I have been reading the linked paper below that presents a good review – in my estimation – of modeling observed temperature series with technicues borrowed from econometrics. There is probably too much space devoted to unit roots for the taste of many reading here. I could find only a one sentence noting the physical limiatations of differencing a temperature series.
There is a good discussion of improving modeling of temperature series by handling the breaks and non linearity of the series and how this avoids the use of differencing in producing stationary series. I was not aware of the problem that investigators have had with detection and attribution whereby temperature series were considered trend stationary and the forcings series, without accounting for the breaks and non linearities in the series, could be made stationary only by differencing.
http://people.bu.edu/perron/papers/Estrada_Perron_revised.pdf
Re: Kenneth Fritsch (Oct 12 07:33),
Atmospheric CO2 forcing doesn’t need to be differenced to make it stationary because it’s totally deterministic. The only randomness is in the measurement process. Modeling CO2 as if it were any sort of ARIMA process with or without a linear trend is stupid. It’s not like it’s a stock price. Econometricians who meddle in physics should learn some physics first. Right now what they’re doing is mostly mathturbation.
DeWitt Payne (Comment #120150)
October 12th, 2013 at 9:28 am
I was thinking that my posts here on unit roots and mass extinctions would surely bring DeWitt forward.
I agree that the physical limitations of these models is evidently lost on some of these econometrics. The authors do make a one sentence reference to that limitation of using a I(1) model for temperature.
What I found of interest was that evidently some mathurbaters in previous times were using differencing in attempts to get around the trend breaks in the temperature series. I think they understood a single linear trend would be trend stationary and not require differencing. It was the non linear nature of the trends that lead to differencing.
Actually in my view econometricians should get what they do right first. Some observers, like me who are influenced by the Austrians, see these economists making some rather precarious assumptions in order to simplify the math and stats they apply to economic processes.

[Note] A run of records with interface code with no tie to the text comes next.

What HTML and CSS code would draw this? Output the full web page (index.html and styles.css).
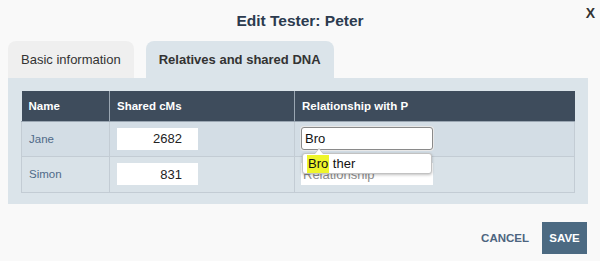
FILE: index.html
```html
<!DOCTYPE html>
<html>
<head>
<meta charset="utf-8">
<link rel="stylesheet" href="styles.css">
</head>
<body>
<div class="dialog">
  <div class="dialog-header">
    <h1 class="title">Edit Tester: Peter</h1>
    <button class="close">X</button>
  </div>
  <div class="tabs">
    <div class="tab">Basic information</div>
    <div class="tab active">Relatives and shared DNA</div>
  </div>
  <div class="panel">
    <table class="grid">
      <thead>
        <tr>
          <th class="c-name">Name</th>
          <th class="c-cms">Shared cMs</th>
          <th class="c-rel">Relationship with P</th>
        </tr>
      </thead>
      <tbody>
        <tr class="row-a">
          <td class="name">Jane</td>
          <td><input class="cms" type="text" value="2682"></td>
          <td class="rel-cell">
            <div class="combo">
              <input class="rel focused" type="text" value="Bro">
              <div class="menu">
                <div class="menu-item"><span class="hl">Bro</span> ther</div>
              </div>
            </div>
          </td>
        </tr>
        <tr class="row-b">
          <td class="name">Simon</td>
          <td><input class="cms" type="text" value="831"></td>
          <td class="rel-cell"><input class="rel plain" type="text" placeholder="Relationship"></td>
        </tr>
      </tbody>
    </table>
  </div>
  <div class="footer">
    <button class="btn-cancel">CANCEL</button>
    <button class="btn-save">SAVE</button>
  </div>
</div>
</body>
</html>
```
FILE: styles.css
```css
html, body {
  margin: 0;
  padding: 0;
  background: #f9f9f9;
  font-family: "Liberation Sans", Arial, sans-serif;
  color: #333;
}
.dialog {
  position: relative;
  width: 600px;
  height: 261px;
}
.dialog-header {
  height: 41px;
  display: flex;
  justify-content: center;
  align-items: flex-start;
}
.title {
  margin: 12px 0 0 0;
  font-size: 15.5px;
  line-height: 18px;
  font-weight: bold;
  color: #2c3b4f;
}
.close {
  position: absolute;
  top: 5px;
  right: 5px;
  border: 0;
  background: none;
  padding: 0;
  font-family: "Liberation Sans", Arial, sans-serif;
  font-weight: bold;
  font-size: 14px;
  line-height: 16px;
  color: #333;
}
.tabs {
  display: flex;
  gap: 12px;
  padding-left: 8px;
}
.tab {
  height: 37px;
  line-height: 37px;
  padding: 0 13px;
  font-size: 13px;
  background: #efefef;
  border-radius: 8px 8px 0 0;
  color: #333;
}
.tab.active {
  background: #dbe4ea;
  font-weight: bold;
  padding: 0 13px 0 13px;
}
.panel {
  margin: 0 12px 0 8px;
  padding: 13px 13px 11px 13px;
  background: #dbe4ea;
}
.grid {
  width: 554px;
  border-collapse: collapse;
  font-size: 11.5px;
}
.grid th {
  background: #3e4c5c;
  color: #fff;
  text-align: left;
  font-weight: bold;
  font-size: 11.5px;
  height: 30px;
  padding: 0 0 0 7px;
  border: 1px solid #9aa6b2;
  border-top: 0;
  box-sizing: border-box;
}
.grid th:first-child { border-left: 0; }
.grid th:last-child { border-right: 0; }
.c-name { width: 88px; }
.c-cms { width: 185px; }
.grid td {
  border: 1px solid #c3ccd4;
  padding: 0 0 0 7px;
  box-sizing: border-box;
}
.row-a td { height: 35px; background: #d3dde5; }
.row-b td { height: 36px; background: #d9e2e8; }
.name { color: #4f6a88; padding-left: 7px !important; font-size: 11.5px; }
.cms {
  width: 81px;
  height: 22px;
  box-sizing: border-box;
  border: 0;
  background: #fff;
  text-align: right;
  padding: 0 16px 0 0;
  font-family: "Liberation Sans", Arial, sans-serif;
  font-size: 13px;
  color: #222;
  display: block;
}
.rel-cell { padding-left: 6px !important; }
.combo {
  position: relative;
  width: 132px;
}
.rel {
  width: 132px;
  height: 23px;
  box-sizing: border-box;
  font-family: "Liberation Sans", Arial, sans-serif;
  font-size: 13px;
  color: #111;
  display: block;
  background: #fff;
  outline: none;
}
.rel.focused {
  border: 1px solid #8a8a8a;
  border-radius: 3px;
  box-shadow: 0 0 0 1px #e8e8e8;
  padding: 0 3px;
}
.rel.plain {
  border: 0;
  padding: 0 4px 0 2px;
  height: 22px;
}
.rel.plain::placeholder { color: #8c8c8c; }
.menu {
  position: absolute;
  left: 1px;
  top: 26px;
  width: 130px;
  height: 21px;
  box-sizing: border-box;
  background: #fff;
  border: 1px solid #c2c2c2;
  border-radius: 3px;
  box-shadow: 0 1px 3px rgba(0,0,0,0.25);
  z-index: 2;
}
.menu::before {
  content: "";
  position: absolute;
  left: 11px;
  top: -6px;
  border-left: 5px solid transparent;
  border-right: 5px solid transparent;
  border-bottom: 6px solid #c2c2c2;
}
.menu::after {
  content: "";
  position: absolute;
  left: 12px;
  top: -5px;
  border-left: 4px solid transparent;
  border-right: 4px solid transparent;
  border-bottom: 5px solid #fff;
}
.menu-item {
  padding: 0 0 0 4px;
  line-height: 19px;
  font-size: 13px;
  color: #111;
}
.hl {
  display: inline-block;
  background: #eef52b;
  padding: 0 1px;
  line-height: 18px;
}
.footer {
  display: flex;
  justify-content: flex-end;
  align-items: center;
  gap: 13px;
  margin-top: 18px;
  padding-right: 13px;
}
.btn-cancel, .btn-save {
  border: 0;
  font-family: "Liberation Sans", Arial, sans-serif;
  font-weight: bold;
  font-size: 11.5px;
  cursor: pointer;
}
.btn-cancel {
  background: none;
  color: #4d6580;
  padding: 0;
}
.btn-save {
  background: #4c6a82;
  color: #fff;
  width: 45px;
  height: 32px;
  padding: 0;
}
```
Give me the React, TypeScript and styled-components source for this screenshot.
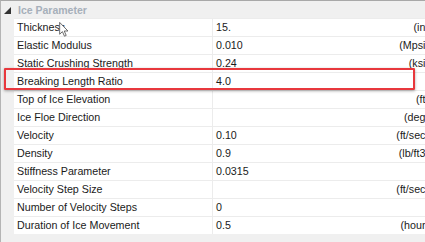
import * as React from "react";
import styled, { createGlobalStyle } from "styled-components";

const GlobalStyle = createGlobalStyle`
  html, body {
    margin: 0;
    padding: 0;
    background: #ffffff;
  }
  body {
    font-family: "Liberation Sans", Arial, sans-serif;
  }
`;

interface Param {
  label: string;
  value: string;
  unit: string;
}

const params: Param[] = [
  { label: "Thickness", value: "15.", unit: "(in)" },
  { label: "Elastic Modulus", value: "0.010", unit: "(Mpsi)" },
  { label: "Static Crushing Strength", value: "0.24", unit: "(ksi)" },
  { label: "Breaking Length Ratio", value: "4.0", unit: "" },
  { label: "Top of Ice Elevation", value: "", unit: "(ft)" },
  { label: "Ice Floe Direction", value: "", unit: "(deg)" },
  { label: "Velocity", value: "0.10", unit: "(ft/sec)" },
  { label: "Density", value: "0.9", unit: "(lb/ft3)" },
  { label: "Stiffness Parameter", value: "0.0315", unit: "" },
  { label: "Velocity Step Size", value: "", unit: "(ft/sec)" },
  { label: "Number of Velocity Steps", value: "0", unit: "" },
  { label: "Duration of Ice Movement", value: "0.5", unit: "(hour)" },
];

const App = () => {
  return (
    <Screen>
      <GlobalStyle />
      <Panel>
        <Header>
          <Toggle>
            <svg width="7" height="7" viewBox="0 0 7 7">
              <polygon points="7,0 7,7 0,7" fill="#333333" />
            </svg>
          </Toggle>
          <Title>Ice Parameter</Title>
        </Header>
        <List>
          {params.map((p) => (
            <Row key={p.label}>
              <Label>{p.label}</Label>
              <ValueCell>
                <Value>{p.value}</Value>
                <Unit>{p.unit}</Unit>
              </ValueCell>
            </Row>
          ))}
        </List>
      </Panel>
      <Highlight />
      {/* mouse pointer caught in the screenshot */}
      <Cursor width="10" height="15" viewBox="0 0 12 19">
        <path
          d="M0.5 0.5 L0.5 15.5 L4 12.2 L6.6 18 L8.8 17 L6.3 11.4 L11 11.4 Z"
          fill="#ffffff"
          stroke="#555555"
          strokeWidth="1.1"
          strokeLinejoin="round"
        />
      </Cursor>
    </Screen>
  );
};

const Screen = styled.div`
  position: relative;
  width: 425px;
  height: 242px;
  overflow: hidden;
  background: #ffffff;
`;

const Panel = styled.div`
  width: 440px;
  height: 242px;
  background: #f0f0f0;
  border-top: 1px solid #a8a8a8;
  border-left: 1px solid #b4b4b4;
  box-sizing: border-box;
  display: flex;
  flex-direction: column;
`;

const Header = styled.div`
  height: 17px;
  display: flex;
  align-items: center;
`;

const Toggle = styled.div`
  width: 13px;
  display: flex;
  justify-content: center;
  padding-top: 1px;
`;

const Title = styled.span`
  margin-left: 4px;
  font-size: 10.5px;
  font-weight: 700;
  color: #a6afba;
`;

const List = styled.div`
  margin-left: 13px;
  background: #ffffff;
  display: flex;
  flex-direction: column;
`;

const Row = styled.div`
  height: 18px;
  display: grid;
  grid-template-columns: 199px 1fr;
  border-top: 1px solid #ececec;
  box-sizing: border-box;
`;

const Label = styled.div`
  padding-left: 3px;
  font-size: 10.7px;
  line-height: 17px;
  color: #1a1a1a;
  white-space: nowrap;
  border-right: 1px solid #ececec;
`;

const ValueCell = styled.div`
  display: flex;
  justify-content: space-between;
  padding: 0 11px 0 3px;
  font-size: 10.7px;
  line-height: 17px;
  color: #1a1a1a;
  white-space: nowrap;
`;

const Value = styled.span``;

const Unit = styled.span``;

const Highlight = styled.div`
  position: absolute;
  left: 4px;
  top: 68px;
  width: 411px;
  height: 22px;
  box-sizing: border-box;
  border: 2px solid #e8383d;
  border-radius: 1px;
  box-shadow: 0 1px 3px rgba(0, 0, 0, 0.35);
`;

const Cursor = styled.svg`
  position: absolute;
  left: 59px;
  top: 22px;
`;

export default App;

Coming from the “one picture is worth a million words” department, I thought it might be a useful exercise in the visual interpretation of graphical information to combine IPCC/AR5 Figure 1.4 with the Hadley Center’s graph of Central England Temperature (CET), 1772-2013, placing both graphics onto one common page.
.
This exercise is yet another phase in my ongoing efforts to expand my “CET is Anything and Everything” climate science paradigm into uncharted visual communication territory.
.
A major characteristic of the CET-is-Anything-and-Everything paradigm is the assumption that pre-2007 rates of temperature change in the CET historical record can be used as rough predictive indicators for post-2007 GMST rates of change — at least to the extent of stating that similar rates of change have been experienced within the past 240 years which cover similar (or longer) timeframes as does the AR5 2013-2035 predictive timeframe of twenty-five to thirty years.
.
Here it is: AR5 Figure 1.4 and CET 1772-2013
.
The illustration has two major graphical elements:
.
-> The first major graphical element, located in the upper-left quarter section of the illustration, displays an adaptation of IPCC AR5 Figure 1.4 which highlights the boundaries of the “AR5 Expanded Modeling Envelope”; i.e. that section of the original Figure 1.4 which illustrates the observation validation zone between the year 2001 and the year 2035 of past IPCC model runs. Overlain on the Figure 1.4 adaptation is a series of seven temperature rate-of-change trend lines spaced in 0.1 degree increments, each of which begins in the year 2007, and each of which also has a historical precedent in the Central England Temperature record.
.
-> The second major graphical element, which is shaded in light gray and which covers approximately three-quarters of the illustration, documents the method which was used to visually fit the approximate slopes of the seven CET temperature trends occurring between 1772 and 1975 which are being used as the historical CET precedents. A third graphic illustrating Global Mean Temperature between 1850 and 2008 is also included for visual reference and comparison. The original source graphics for CET and for GMT are from the Hadley Center.
.
Let’s remark here that the Central England Temperature record is the only instrumental record we have that goes back as far as it does; and that its recent temperature trends are approximately reflective of recent global temperature trends.
.
Concerning the derivation of my own graphical adaptions of the IPCC and Hadley Center source graphics, the process by which the slopes of historical CET trend lines were determined is readily evident from direct examination of the illustration, without any further explanation other than to clarify that all fitting of trend slopes was done by visually placing each linearized trend line onto the HadCET plot wherever it was appropriate in the CET record for the particular decadal rate of change being fitted: -0.1, -0.03, +.03, +0.1, +0.2, +0.3, or +0.4
.
Several points become immediately evident from a casual look at this one-page graphical illustration:
.
(1) GMST could fall at a rate of -0.03 C per decade between 2007 and 2021 and still remain inside the AR5 model validation envelope.
.
(2) GMST could stay flat between 2007 and 2028 — i.e., have a trend of 0 C per decade for a period of 21 years — and still remain inside the AR5 model validation envelope.
.
(3) A small upward trend of +0.03 C per decade is the approximate rate of change in CET for the period of 1772 through 2007, a period of 235 years. GMST could rise with that same small upward trend of +0.03 C per decade for another 28 years beyond 2007 and still remain inside the AR5 model validation envelope.
.
(4) For the timeframe covering the period between 2007 and 2035, GMST could experience a rising temperature trend of anywhere from +0.03 per decade on up to +0.4 C per decade, while still remaining within the scope of past historical precedents documented in the Central England Temperature record for similar periods of time.
.
(5) Rates of CET temperature change which covered time periods of at least twenty-five years, and which ranged from a low of -0.1 C per decade on up to a high of +0.4 C per decade, occurred at pre-industrial levels of CO2.
.
What does it all mean?
.
It means we have seen it all before, and we will probably see it all again; i.e., there is nothing new under the sun.